Here are some comments of the late William B. Ruger, co-founder and CEO of Sturm, Ruger & Company. They are part of an interview which was published in the June 1998 American Rifleman. Mr. Ruger was 81 years of age at the time, and reflecting upon his life experiences.
"The right to own firearms, while it was guaranteed in the Constitution was often challenged or there were attempts to modify it. This always bothered me, even as a child. I couldn't understand why anyone would want to try to make a simple mechanical object into a form of contraband, or how that could serve a social purpose. I've always thought about this question and have heard these arguments pro and con. I'm really a student of this and will say that the whole question is academic. In essence, the Bill of Rights should not be challenged. If we do not under the existing phraseology of the Constitution have a genuine right to own and carry firearms, then I say that no other part of the Constitution is worth a damn either. If you destroy the Second Amendment, you have destroyed a major thread of the whole Constitution. It should not be weakened by modifications all the time or by trying to make it say what a few people want it to say.
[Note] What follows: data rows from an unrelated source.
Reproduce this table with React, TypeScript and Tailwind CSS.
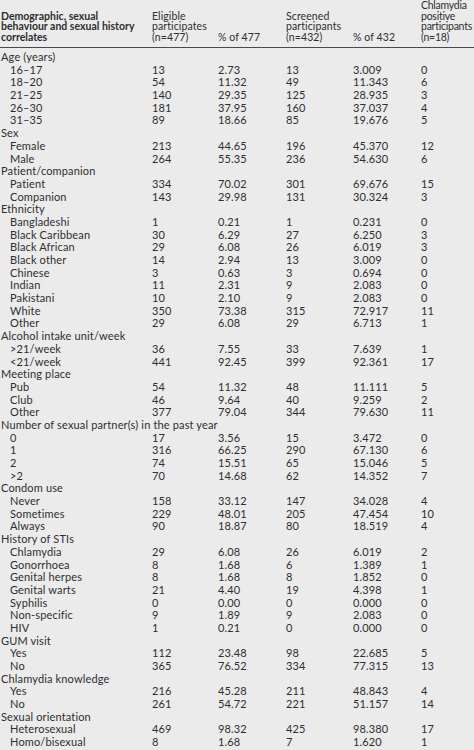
type Row = { label: string; sub?: boolean; vals?: string[] };

const cat = (label: string): Row => ({ label });
const r = (label: string, ...vals: string[]): Row => ({ label, sub: true, vals });

const rows: Row[] = [
  cat('Age (years)'),
  r('16–17', '13', '2.73', '13', '3.009', '0'),
  r('18–20', '54', '11.32', '49', '11.343', '6'),
  r('21–25', '140', '29.35', '125', '28.935', '3'),
  r('26–30', '181', '37.95', '160', '37.037', '4'),
  r('31–35', '89', '18.66', '85', '19.676', '5'),
  cat('Sex'),
  r('Female', '213', '44.65', '196', '45.370', '12'),
  r('Male', '264', '55.35', '236', '54.630', '6'),
  cat('Patient/companion'),
  r('Patient', '334', '70.02', '301', '69.676', '15'),
  r('Companion', '143', '29.98', '131', '30.324', '3'),
  cat('Ethnicity'),
  r('Bangladeshi', '1', '0.21', '1', '0.231', '0'),
  r('Black Caribbean', '30', '6.29', '27', '6.250', '3'),
  r('Black African', '29', '6.08', '26', '6.019', '3'),
  r('Black other', '14', '2.94', '13', '3.009', '0'),
  r('Chinese', '3', '0.63', '3', '0.694', '0'),
  r('Indian', '11', '2.31', '9', '2.083', '0'),
  r('Pakistani', '10', '2.10', '9', '2.083', '0'),
  r('White', '350', '73.38', '315', '72.917', '11'),
  r('Other', '29', '6.08', '29', '6.713', '1'),
  cat('Alcohol intake unit/week'),
  r('>21/week', '36', '7.55', '33', '7.639', '1'),
  r('<21/week', '441', '92.45', '399', '92.361', '17'),
  cat('Meeting place'),
  r('Pub', '54', '11.32', '48', '11.111', '5'),
  r('Club', '46', '9.64', '40', '9.259', '2'),
  r('Other', '377', '79.04', '344', '79.630', '11'),
  cat('Number of sexual partner(s) in the past year'),
  r('0', '17', '3.56', '15', '3.472', '0'),
  r('1', '316', '66.25', '290', '67.130', '6'),
  r('2', '74', '15.51', '65', '15.046', '5'),
  r('>2', '70', '14.68', '62', '14.352', '7'),
  cat('Condom use'),
  r('Never', '158', '33.12', '147', '34.028', '4'),
  r('Sometimes', '229', '48.01', '205', '47.454', '10'),
  r('Always', '90', '18.87', '80', '18.519', '4'),
  cat('History of STIs'),
  r('Chlamydia', '29', '6.08', '26', '6.019', '2'),
  r('Gonorrhoea', '8', '1.68', '6', '1.389', '1'),
  r('Genital herpes', '8', '1.68', '8', '1.852', '0'),
  r('Genital warts', '21', '4.40', '19', '4.398', '1'),
  r('Syphilis', '0', '0.00', '0', '0.000', '0'),
  r('Non-specific', '9', '1.89', '9', '2.083', '0'),
  r('HIV', '1', '0.21', '0', '0.000', '0'),
  cat('GUM visit'),
  r('Yes', '112', '23.48', '98', '22.685', '5'),
  r('No', '365', '76.52', '334', '77.315', '13'),
  cat('Chlamydia knowledge'),
  r('Yes', '216', '45.28', '211', '48.843', '4'),
  r('No', '261', '54.72', '221', '51.157', '14'),
  cat('Sexual orientation'),
  r('Heterosexual', '469', '98.32', '425', '98.380', '17'),
  r('Homo/bisexual', '8', '1.68', '7', '1.620', '1'),
];

const cols = 'grid grid-cols-[152px_66px_68px_67px_68px_1fr]';

export default function App() {
  return (
    <div
      className="w-[474px] h-[750px] overflow-hidden bg-[#ebebeb] text-[#2e2e2e] text-[11px] tracking-[0.15px]"
      style={{ fontFamily: 'Lato, "Liberation Sans", sans-serif' }}
    >
      <div
        className={`${cols} items-end text-[10.5px] tracking-[0.1px] leading-[10.5px] pb-[5px] border-b-[1.5px] border-[#4a4a4a]`}
      >
        <div className="font-bold pl-[1px] tracking-normal">
          Demographic, sexual
          <br />
          behaviour and sexual history
          <br />
          correlates
        </div>
        <div>
          Eligible
          <br />
          participates
          <br />
          (n=477)
        </div>
        <div>% of 477</div>
        <div>
          Screened
          <br />
          participants
          <br />
          (n=432)
        </div>
        <div>% of 432</div>
        <div className="whitespace-nowrap tracking-[-0.25px]">
          Chlamydia
          <br />
          positive
          <br />
          participants
          <br />
          (n=18)
        </div>
      </div>
      <div className="pt-[3px]">
        {rows.map((row, i) =>
          row.vals ? (
            <div key={i} className={`${cols} leading-[12.7px] h-[12.7px]`}>
              <div className="pl-[10px]">{row.label}</div>
              {row.vals.map((v, j) => (
                <div key={j}>{v}</div>
              ))}
            </div>
          ) : (
            <div key={i} className="leading-[12.7px] h-[12.7px] pl-[1px] whitespace-nowrap">
              {row.label}
            </div>
          )
        )}
      </div>
    </div>
  );
}
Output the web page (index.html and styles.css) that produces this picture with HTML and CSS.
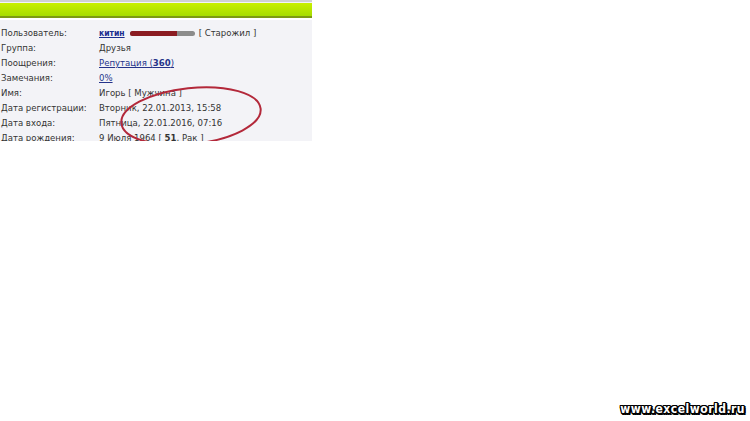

The document says what it says. 'The right to keep and bear arms shall not be infringed.' If you can't live with that, then you shouldn't be trying to be an American citizen.
A constant problem the industry has is that you can't compromise with the gun prohibitionists. Every time you concede an inch, it's a wasted concession. That is my view. These people are not interested in rational discourse on how society can best control violent criminals. They simply hate guns, and a complete elimination of these inanimate objects is their actual goal. That is a really shocking and divisive end, in my opinion.
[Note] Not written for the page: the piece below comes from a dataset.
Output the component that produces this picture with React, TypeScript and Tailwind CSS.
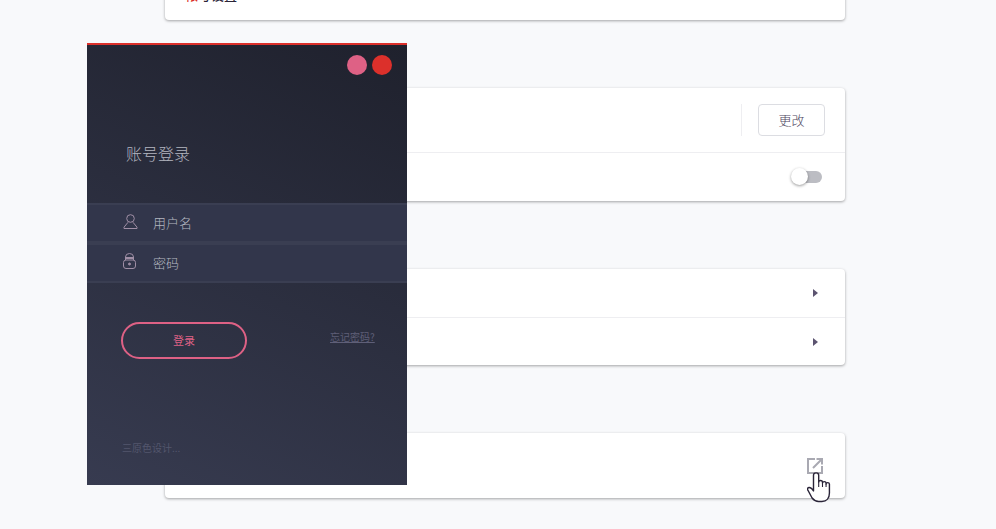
function CaretRow({ border }: { border?: boolean }) {
  return (
    <div className={border ? 'flex h-[49px] items-center justify-end border-b border-[#eeeef1] pr-[27px]' : 'flex h-[47px] items-center justify-end pr-[27px] pt-[1px]'}>
      <span className="h-0 w-0 border-y-[4.5px] border-l-[5px] border-y-transparent border-l-[#5c5470]" />
    </div>
  )
}

function Card({ className, children }: { className: string; children?: React.ReactNode }) {
  return (
    <div className={`rounded-[4px] bg-white shadow-[0_1px_3px_rgba(0,0,0,0.35)] ${className}`}>{children}</div>
  )
}

function HandCursor() {
  return (
    <svg className="absolute left-0 top-[14px] h-[31px] w-[26px]" viewBox="0 0 24 31" preserveAspectRatio="none">
      <path
        d="M6 19V3.200a2.400 2.400 0 0 1 4.800 0V10q0-1.500 1.700-1.500t1.800 1.500v1q0-1.400 1.600-1.400t1.700 1.400v1q0-1.300 1.500-1.300t1.600 1.300V21c0 5-2.500 8.500-7 8.500h-3c-3 0-4.500-1.500-6-3.500L1 18.500c-1.200-1.500-.3-3 1-3 1.500 0 2.800 1.200 4 3.500z"
        fill="#fff"
        stroke="#2a2438"
        strokeWidth="1.300"
        strokeLinejoin="round"
      />
      <path d="M10.800 10v5M14.300 11v4M17.600 12v3" fill="none" stroke="#2a2438" strokeWidth="1" />
    </svg>
  )
}

function LoginPanel() {
  return (
    <div className="absolute left-[87px] top-[43px] flex h-[442px] w-[320px] flex-col border-t-2 border-[#dc302b] bg-[linear-gradient(205deg,#1f212d,#373b50)] font-['Noto_Sans_CJK_SC',sans-serif]">
      <div className="flex justify-end gap-[5px] pr-[15px] pt-[10px]">
        <span className="size-5 rounded-full bg-[#de6185]" />
        <span className="size-5 rounded-full bg-[#dc302b]" />
      </div>
      <h1 className="mt-[66px] pl-[39px] text-[16px] leading-[24px] font-light text-[#b4b6c0]">账号登录</h1>
      <div className="mt-[38px] flex h-[38px] items-center border-t-2 border-[#3a3e52] bg-[#32364b]">
        <svg className="mb-[4px] ml-[36px] h-[15px] w-[15px]" viewBox="0 0 15 15" fill="none" stroke="#a08fa6" strokeWidth="1">
          <circle cx="7.500" cy="4.500" r="3.800" />
          <path d="M5 8.300 1 13.200v1.300h13v-1.300L10 8.300" />
        </svg>
        <span className="ml-[15px] text-[13px] font-light text-[#b4b6c0]">用户名</span>
      </div>
      <div className="flex h-[42px] items-center border-y-[4px] border-b-2 border-[#3a3e52] bg-[#32364b]">
        <svg className="mb-[4px] ml-[36px] h-[16px] w-[13px]" viewBox="0 0 13 16" fill="none" stroke="#a08fa6" strokeWidth="1">
          <path d="M2.500 7V4a4 3.500 0 0 1 8 0v3" />
          <path d="M2.500 5h8" strokeWidth="2" />
          <rect x="0.500" y="7" width="12" height="8.500" rx="2.500" />
          <circle cx="6.500" cy="11" r="1" fill="#a08fa6" />
        </svg>
        <span className="ml-[17px] text-[13px] font-light text-[#b4b6c0]">密码</span>
      </div>
      <div className="mt-[39px] flex items-center pl-[34px]">
        <button className="flex h-[37px] w-[126px] items-center justify-center rounded-full border-2 border-[#de6185] text-[11px] text-[#de6185]">
          登录
        </button>
        <a className="mb-[9px] ml-[83px] text-[10px] leading-[13px] text-[#5f5f78] underline">忘记密码?</a>
      </div>
      <p className="mt-[81px] pl-[35px] text-[10px] text-[#53566c]">三原色设计...</p>
    </div>
  )
}

export default function App() {
  return (
    <div className="relative h-[529px] w-[996px] overflow-hidden bg-[#f8f9fb]">
      <div className="ml-[165px] flex w-[680px] flex-col font-['Noto_Sans_CJK_SC',sans-serif]">
        <Card className="-mt-[20px] flex h-[40px] rounded-t-none pl-[20px] pt-[8px]">
          <span className="text-[13px] leading-[14px] font-medium text-[#2a2438]">
            <span className="text-[#dc302b]">帐</span>号设置
          </span>
        </Card>
        <Card className="mt-[68px] h-[113px]">
          <div className="flex h-[65px] items-center justify-end border-b border-[#eeeef1] pr-[20px]">
            <span className="mr-[16px] h-[32px] w-px bg-[#eeeef1]" />
            <button className="h-[32px] w-[67px] rounded-[4px] border border-[#dcdde2] text-[13px] font-light text-[#4d4660]">更改</button>
          </div>
          <div className="flex h-[48px] items-center justify-end pr-[23px]">
            <div className="relative h-[12px] w-[24px] rounded-full bg-[#bcbdc3]">
              <span className="absolute left-[-7px] top-[-3px] size-[17px] rounded-full bg-white shadow-[0_1px_3px_rgba(0,0,0,0.4)]" />
            </div>
          </div>
        </Card>
        <Card className="mt-[68px] h-[96px]">
          <CaretRow border />
          <CaretRow />
        </Card>
        <Card className="mt-[68px] h-[65px]">
          <div className="flex h-full items-start justify-end pr-[22px] pt-[25px]">
            <div className="relative size-[16px]">
              <svg className="size-[16px]" viewBox="0 0 16 16" fill="none" stroke="#a9a9b2" strokeWidth="2">
                <path d="M8 1H1v14h14V8" />
                <path d="M6 10 14.500 1.500M9.500 1h5.500v5.500" />
              </svg>
              <HandCursor />
            </div>
          </div>
        </Card>
      </div>
      <LoginPanel />
    </div>
  )
}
I think what is often lost sight of today is that the Constitution is there to protect the citizen from the government. It is the bulwark that sustains the liberties we are so used to having and that sometimes we are not even aware of.
Another thing that ought to be said is about the Bill of Rights and its whole purpose at the time it was written. All those founding fathers who prepared these amendments to the Constitution or additions to it specified ways in which they reassured the 13 Colonies that they were not bartering away fundamental liberties. In other words, the Bill of Rights enlarged on the Constitution and made it much more concrete. This gave the document the force which it still has today, and people who talk about doodling with this thing or making it say what they want it to say are the very ones we should regard as dangerous and wrong to listen to."
I agree, and have always thought that it's really pretty simple: the unfettered possession of arms is the ultimate warrant that government requires the consent of the governed. Laws disarming honest citizens proclaim that government is the master, not the servant, of the people.